37So, these are the laws about the burnt offering, grain offering, sin offering, guilt offering, ordination offering, and peace offering. 38The LORD gave these laws to Moses at Mount Sinai. Then he told the people of Israel to start bringing their offerings to the LORD there in the badlands of the Sinai Peninsula.
Footnotes
In older lingo, the guilt offering was called the trespass offering, as in, “Forgive us our trespasses” or sins. In fact, scholars can’t seem to figure out what the difference is between a “sin offering” and a “guilt offering.” The steps are identical (7:7). One guess is that guilt offerings are for more serious offenses and often involve making restitution. Leviticus 5:14-7:7 talks about when a person needs to make a guilt offering. Leviticus 7:1-10 talks about how to make the sacrifice.
Herders bred fat-tailed sheep in and around what is now Israel and Palestinian Territory. The tail of a mature ram could weigh 20 pounds (9 kg) or more. Fat on the tail was considered the tastiest meat a sheep had to offer.
Literally, “finger of the liver.” It’s usually identified as the caudate lobe. There are three other lobes: right, left, and quadrate.
Apparently the priest officiating at the sacrifice would receive the priests’ share of the meat and then invite other priests to help eat the meat.
Priests eat in the courtyard of the tent worship center, sometimes called the Meeting Tent (Leviticus 6:26).
This is a bit of new information to the burnt offering instructions in 1:3-13 and 6:1-6.
For more about grain offerings see Leviticus 2:1-3; 6:14-18.
A peace offering, also described in Leviticus 3, is one of several prescribed offerings in Jewish tradition. When Jewish people wanted to thank God for something, such as good health or safety, they would sacrifice a sheep, goat, cow, or bull. They would burn part of the animal, including the kidneys and fat covering the intestines. They would eat the rest in celebration, often with family and friends. It takes a fair number of hungry people to eat a cow. But people were eager to eat meat because it was rare in Bible times for common folks to eat meat, many Bible scholars say.
People could bring various products made of grain, such as bread, cakes, and wafers.
Only a token of the meat is sacrificed on the altar. Most is eaten as a celebration by the worshiper, with family and friends.
Israelites were ritually unclean, for example, if they touched a corpse and hadn’t gone through the cleaning rituals, which included washing themselves. A woman in her monthly period was considered unclean. For more, see Leviticus 15.
More literally, the person “should be removed from the community” or “cut off.” This is a consequence repeated throughout these early books of the Bible. It’s unclear how and by whom the offenders were removed. Perhaps they could no longer worship at the tent worship center, or they lost their rights as citizens of this emerging nation that Moses seemed to be organizing. Maybe they were executed. Or perhaps the community let God deal with the person. Scholars seem uncertain about what happened.

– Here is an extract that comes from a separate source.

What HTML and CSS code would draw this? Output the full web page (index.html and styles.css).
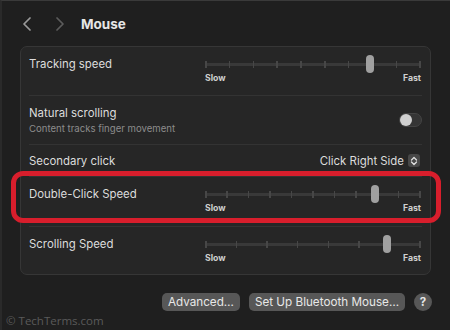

This sacrificial offering goes by various names: fellowship offering, elevation offering, symbolic offering, special offering, and wave offering. The Hebrew word can mean to wave, lift, or blow. In Exodus 29, this sacrifice represented the culmination of an ordination service authorizing priests for ministry. It was the final act, which some scholars say was mainly an expression of gratitude to God for allowing these men to be assigned to lead the worship rituals for the people of Israel.
Exodus 29:24.
Discussion Questions
- 1
ROBERT V. HUBER
There’s a lot said in Leviticus about giving the priests their share of the sacrifices being made. What passages in the New Testament and what practices in your own church seem to be extensions of these demands to support the clergy?’’
- 2
Not only are the priests due some of the sacrificed meat to eat, for some sin offerings they are also rewarded the hide of the slaughtered animal. Why would they want that?
- 3
Peace offerings had been discussed in Leviticus 3, but they pop up again here in more detail. There are three different types of peace offerings listed in verses 12 and 16: a thank you, a freewill offering, and an offering related to a promise made to God. Do you think people today continue a modern version of those same practices? Or are we missing out on opportunities to connect to God?
- 4
Moses tells the people that they are permitted to eat the leftovers of meat from a peace offering that is an expression of devotion to the LORD, or if it has to do with a voluntary promise made to the LORD. But they can only do so the next day. On the third day they should burn everything. Why do you think a time limit is set here?
- 5
LIFE APPLICATION: Chapter 7 ends with a summary statement: “The LORD gave these laws to Moses at Mount Sinai. Then he told the people of Israel to start bringing their offerings to the LORD there in the badlands of the Sinai Peninsula.” We’re not about to butcher animals and burn their bodies to honor God and ask favors of him. But there are other things we can do. What kinds of things do you think some Christians and perhaps Jewish people do on a regular basis that might be in the spirit of these ancient sacrifices?